**Task directions:** Locate the lines of the listing below that hold "screenshot", then copy each of them.

**Entries:**
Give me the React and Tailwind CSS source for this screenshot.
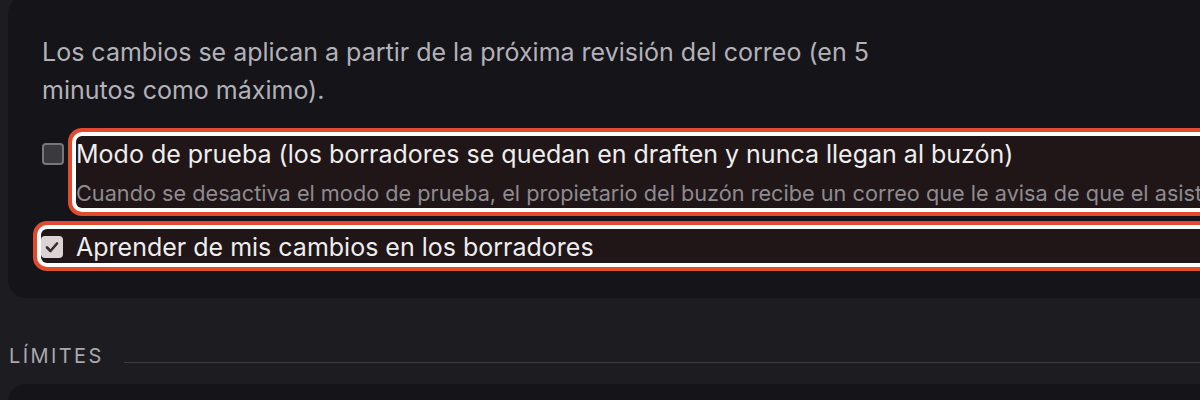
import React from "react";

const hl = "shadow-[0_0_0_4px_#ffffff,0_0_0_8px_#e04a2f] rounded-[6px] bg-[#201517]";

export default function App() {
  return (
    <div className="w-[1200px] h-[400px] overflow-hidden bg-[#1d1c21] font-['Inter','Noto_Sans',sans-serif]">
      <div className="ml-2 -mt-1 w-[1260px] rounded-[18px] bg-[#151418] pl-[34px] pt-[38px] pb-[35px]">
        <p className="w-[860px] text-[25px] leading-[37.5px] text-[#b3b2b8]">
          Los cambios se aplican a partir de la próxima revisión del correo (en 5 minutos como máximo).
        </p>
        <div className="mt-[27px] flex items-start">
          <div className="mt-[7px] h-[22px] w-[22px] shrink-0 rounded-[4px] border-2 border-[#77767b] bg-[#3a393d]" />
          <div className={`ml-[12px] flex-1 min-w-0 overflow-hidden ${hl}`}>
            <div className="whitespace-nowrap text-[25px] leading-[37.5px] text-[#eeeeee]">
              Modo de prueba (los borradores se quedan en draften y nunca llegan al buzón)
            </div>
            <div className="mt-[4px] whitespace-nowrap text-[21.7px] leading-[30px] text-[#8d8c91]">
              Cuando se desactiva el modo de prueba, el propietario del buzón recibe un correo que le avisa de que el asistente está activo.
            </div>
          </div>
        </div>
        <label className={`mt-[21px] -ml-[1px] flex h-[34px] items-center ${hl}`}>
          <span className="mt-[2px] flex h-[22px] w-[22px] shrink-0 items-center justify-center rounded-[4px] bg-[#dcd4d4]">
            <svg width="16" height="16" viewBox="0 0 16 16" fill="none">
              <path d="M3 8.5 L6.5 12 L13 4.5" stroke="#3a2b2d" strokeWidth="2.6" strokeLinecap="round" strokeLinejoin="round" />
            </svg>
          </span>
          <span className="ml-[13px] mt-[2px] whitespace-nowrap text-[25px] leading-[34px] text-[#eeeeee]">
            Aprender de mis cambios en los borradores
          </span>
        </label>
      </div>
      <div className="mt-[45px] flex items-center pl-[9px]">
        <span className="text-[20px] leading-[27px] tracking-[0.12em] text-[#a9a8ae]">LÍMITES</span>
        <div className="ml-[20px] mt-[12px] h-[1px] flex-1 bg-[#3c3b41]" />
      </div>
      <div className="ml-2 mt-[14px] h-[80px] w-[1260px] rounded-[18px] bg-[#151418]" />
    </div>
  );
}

--

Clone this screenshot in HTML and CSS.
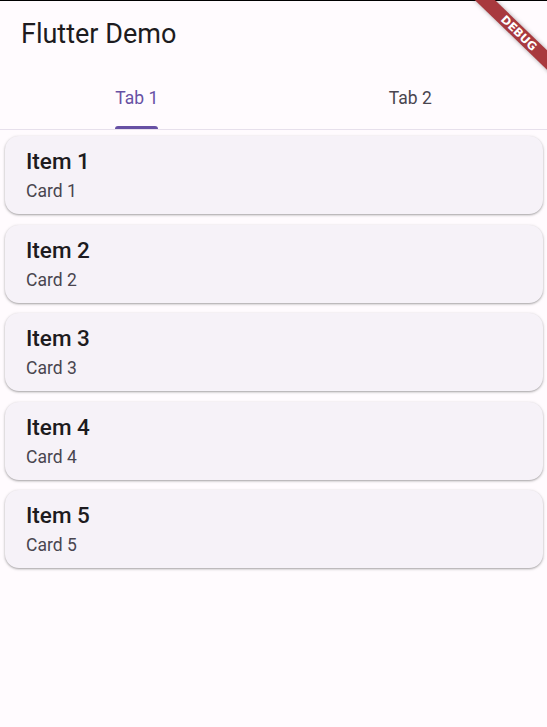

* * *

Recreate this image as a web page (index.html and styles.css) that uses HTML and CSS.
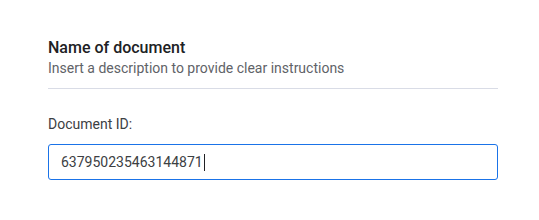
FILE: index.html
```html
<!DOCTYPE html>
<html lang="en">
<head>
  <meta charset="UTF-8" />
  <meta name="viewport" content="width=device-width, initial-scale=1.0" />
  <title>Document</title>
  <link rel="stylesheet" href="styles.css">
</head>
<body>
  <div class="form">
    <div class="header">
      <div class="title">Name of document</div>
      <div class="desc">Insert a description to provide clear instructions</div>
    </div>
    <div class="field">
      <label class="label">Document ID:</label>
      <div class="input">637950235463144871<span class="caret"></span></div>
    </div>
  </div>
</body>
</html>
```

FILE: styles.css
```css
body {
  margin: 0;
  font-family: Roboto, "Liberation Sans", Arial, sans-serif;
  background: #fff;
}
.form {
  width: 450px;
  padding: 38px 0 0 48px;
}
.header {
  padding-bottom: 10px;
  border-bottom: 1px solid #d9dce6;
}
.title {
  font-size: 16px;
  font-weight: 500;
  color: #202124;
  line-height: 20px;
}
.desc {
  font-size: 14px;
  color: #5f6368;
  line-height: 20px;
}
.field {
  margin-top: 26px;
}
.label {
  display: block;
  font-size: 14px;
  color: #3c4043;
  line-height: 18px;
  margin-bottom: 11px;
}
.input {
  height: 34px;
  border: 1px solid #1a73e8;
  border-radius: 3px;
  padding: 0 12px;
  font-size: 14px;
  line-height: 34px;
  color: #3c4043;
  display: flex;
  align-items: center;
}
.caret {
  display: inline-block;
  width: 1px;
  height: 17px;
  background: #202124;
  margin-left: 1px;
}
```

**Result for this task:**
Give me the React and Tailwind CSS source for this screenshot.
Clone this screenshot in HTML and CSS.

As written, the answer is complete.